Fahrenheit 11/9 is Moore at his fiery polemic best, from its opening sequence when its asks “How the F**k did this happen?” it grabs you by the throat and seldom lets go till the final credits roll. Those looking to Moore to simply eviscerate the incumbent President will however be disappointed as he parks his tanks firmly on the lawn of the elite’s who paved his way to White House, the most damming sequence being reserved for his predecessors visit to Flint to ‘sample’ the water.
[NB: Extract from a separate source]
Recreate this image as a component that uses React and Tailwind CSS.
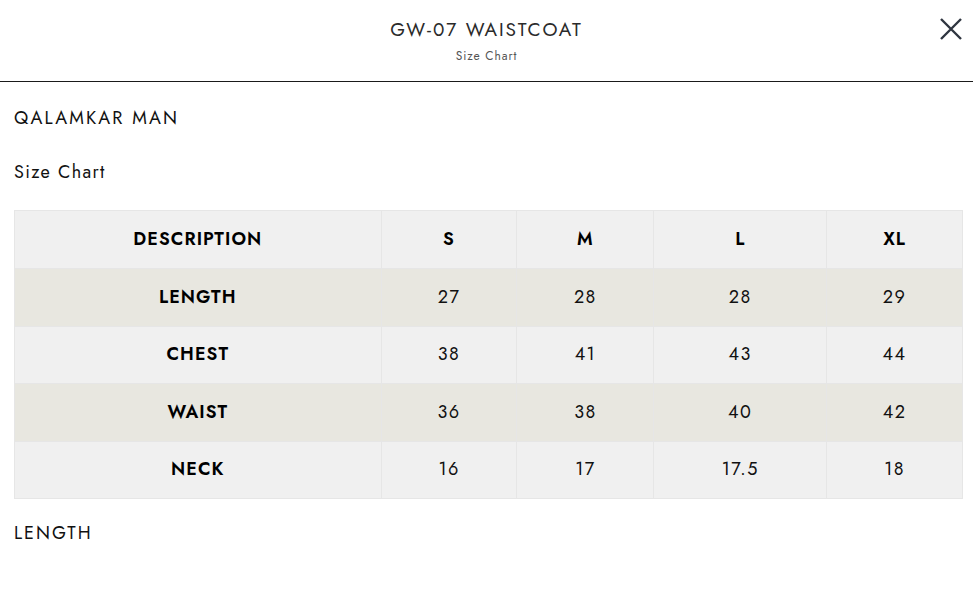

Mike Leigh’s Petertloo is also a story of the peoples’ struggle against corrupt and mendacious elites. It presents a crowded canvas heavy with exposition, occasionally clunky as with explanation of the suspension habeas corpus, where characters battle for our attention. A tighter edit may have produced a shorter film but would have lost the pastoral scenes, that evoke simpler, better times and provide much needed relief to the rhetoric that drives it. While occasionally slipping into caricature, (Tim McInnerny channelling Blackadder as Prince Regent, Vincent Franklin’s pantomime villain Magistrate Rev Etlhelson and Tom Gill’s Mr Johnson having a whiff of Father Ted’s Dougal about him) the understated brutality of the massacre itself is one of the highlights of Leigh’s career.
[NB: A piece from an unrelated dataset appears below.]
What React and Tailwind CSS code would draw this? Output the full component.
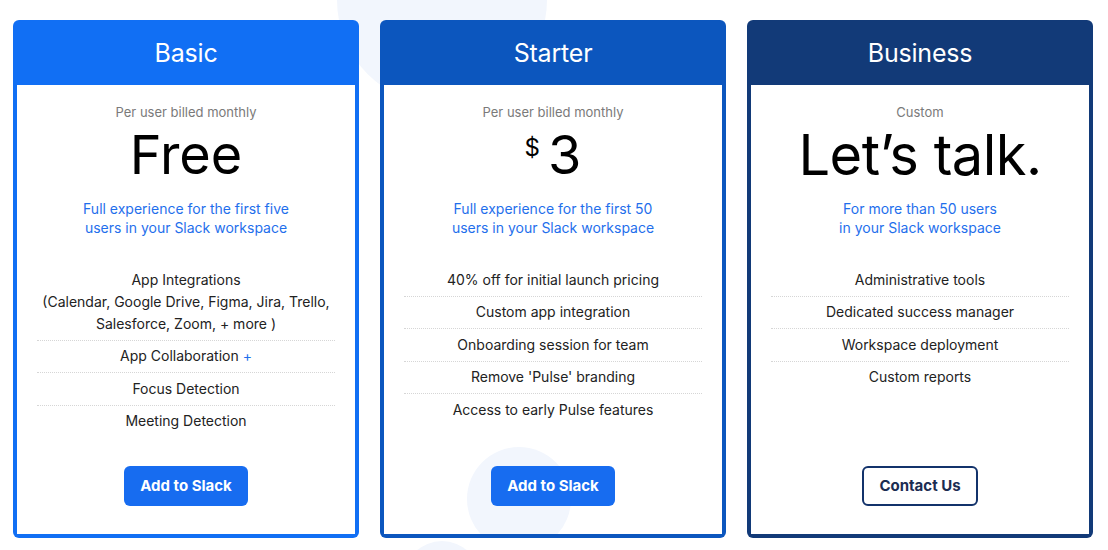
import React from "react";

const font = { fontFamily: "Inter, 'Open Sans', 'Liberation Sans', sans-serif" };

function Feature({ children, last }) {
  return (
    <li
      className={
        "py-[4.75px] text-[14px] leading-[22px] text-[#222] text-center " +
        (last ? "" : "border-b border-dotted border-[#d6d6d6]")
      }
    >
      {children}
    </li>
  );
}

function Card({ title, headerClass, label, price, sub, features, button }) {
  return (
    <div className={"relative z-10 flex h-[518px] w-[346px] flex-col rounded-[6px] px-[4px] pb-[4px] " + headerClass}>
      <div className="flex h-[65px] items-center justify-center pt-[3px] text-[25px] font-normal tracking-[-0.2px] text-white">
        {title}
      </div>
      <div className="relative flex flex-1 flex-col overflow-hidden bg-white px-[20px]">
        <div className="pt-[18px] text-center text-[13px] leading-[18px] text-[#7a7a7a]">{label}</div>
        <div className="mt-[7px] flex h-[54px] justify-center">{price}</div>
        <div className="mt-[17px] text-center text-[14px] leading-[19px] text-[#1f6fec]">{sub}</div>
        <ul className="mt-[27px]">
          {features.map((f, i) => (
            <Feature key={i} last={i === features.length - 1}>
              {f}
            </Feature>
          ))}
        </ul>
        <div className="relative z-10 mt-auto mb-[28px] flex justify-center">{button}</div>
      </div>
    </div>
  );
}

export default function App() {
  const slackBtn = (
    <button className="flex h-[40px] w-[124px] items-center justify-center rounded-[6px] bg-[#176cf0] text-[15px] font-bold text-white">
      Add to Slack
    </button>
  );
  return (
    <div style={font} className="relative h-[550px] w-[1108px] overflow-hidden bg-white">
      {/* decorative circles */}
      <div className="absolute left-[337px] top-[-105px] h-[210px] w-[210px] rounded-full bg-[#f2f6fd]" />
      <div className="absolute left-[404px] top-[541px] h-[76px] w-[76px] rounded-full bg-[#f2f6fd]" />
      <div className="flex gap-[21px] pl-[13px] pt-[20px]">
        <Card
          title="Basic"
          headerClass="bg-[#116ff4]"
          label="Per user billed monthly"
          price={<span className="text-[54px] leading-[54px] text-black">Free</span>}
          sub={
            <>
              Full experience for the first five
              <br />
              users in your Slack workspace
            </>
          }
          features={[
            <>
              App Integrations
              <br />
              (Calendar, Google Drive, Figma, Jira, Trello,
              <br />
              Salesforce, Zoom, + more )
            </>,
            <>
              App Collaboration <span className="text-[#1f6fec]">+</span>
            </>,
            "Focus Detection",
            "Meeting Detection",
          ]}
          button={slackBtn}
        />
        <Card
          title="Starter"
          headerClass="bg-[#0c56be]"
          label="Per user billed monthly"
          price={
            <span className="flex items-start gap-[8px] text-black">
              <span className="mt-[8px] text-[24px] leading-[24px]">$</span>
              <span className="text-[54px] leading-[54px]">3</span>
            </span>
          }
          sub={
            <>
              Full experience for the first 50
              <br />
              users in your Slack workspace
            </>
          }
          features={[
            "40% off for initial launch pricing",
            "Custom app integration",
            "Onboarding session for team",
            "Remove 'Pulse' branding",
            "Access to early Pulse features",
          ]}
          button={
            <div className="relative">
              <div className="absolute left-[-24px] top-[-19px] h-[104px] w-[104px] rounded-full bg-[#f2f6fd]" />
              <div className="relative">{slackBtn}</div>
            </div>
          }
        />
        <Card
          title="Business"
          headerClass="bg-[#123a78]"
          label="Custom"
          price={<span className="text-[56px] leading-[54px] tracking-[-0.5px] text-black">Let’s talk.</span>}
          sub={
            <>
              For more than 50 users
              <br />
              in your Slack workspace
            </>
          }
          features={["Administrative tools", "Dedicated success manager", "Workspace deployment", "Custom reports"]}
          button={
            <button className="flex h-[40px] w-[116px] items-center justify-center rounded-[6px] border-2 border-[#13336b] bg-white text-[15px] font-bold text-[#1b2c52]">
              Contact Us
            </button>
          }
        />
      </div>
    </div>
  );
}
A lesser director would have finished it there, with a glib statement about the human cost of Peterloo and the resulting reforms that flowed from it in the decades that followed in a panel or two of text as the credits roll, but Leigh offers no such comfort. The metropolitan elite resume business as usual and the film closes with Joseph’s bleak rain swept funeral.
While nearly 200 years may separate there character’s and events the underlying message of both films is clear, politics belongs to the people, not the élites.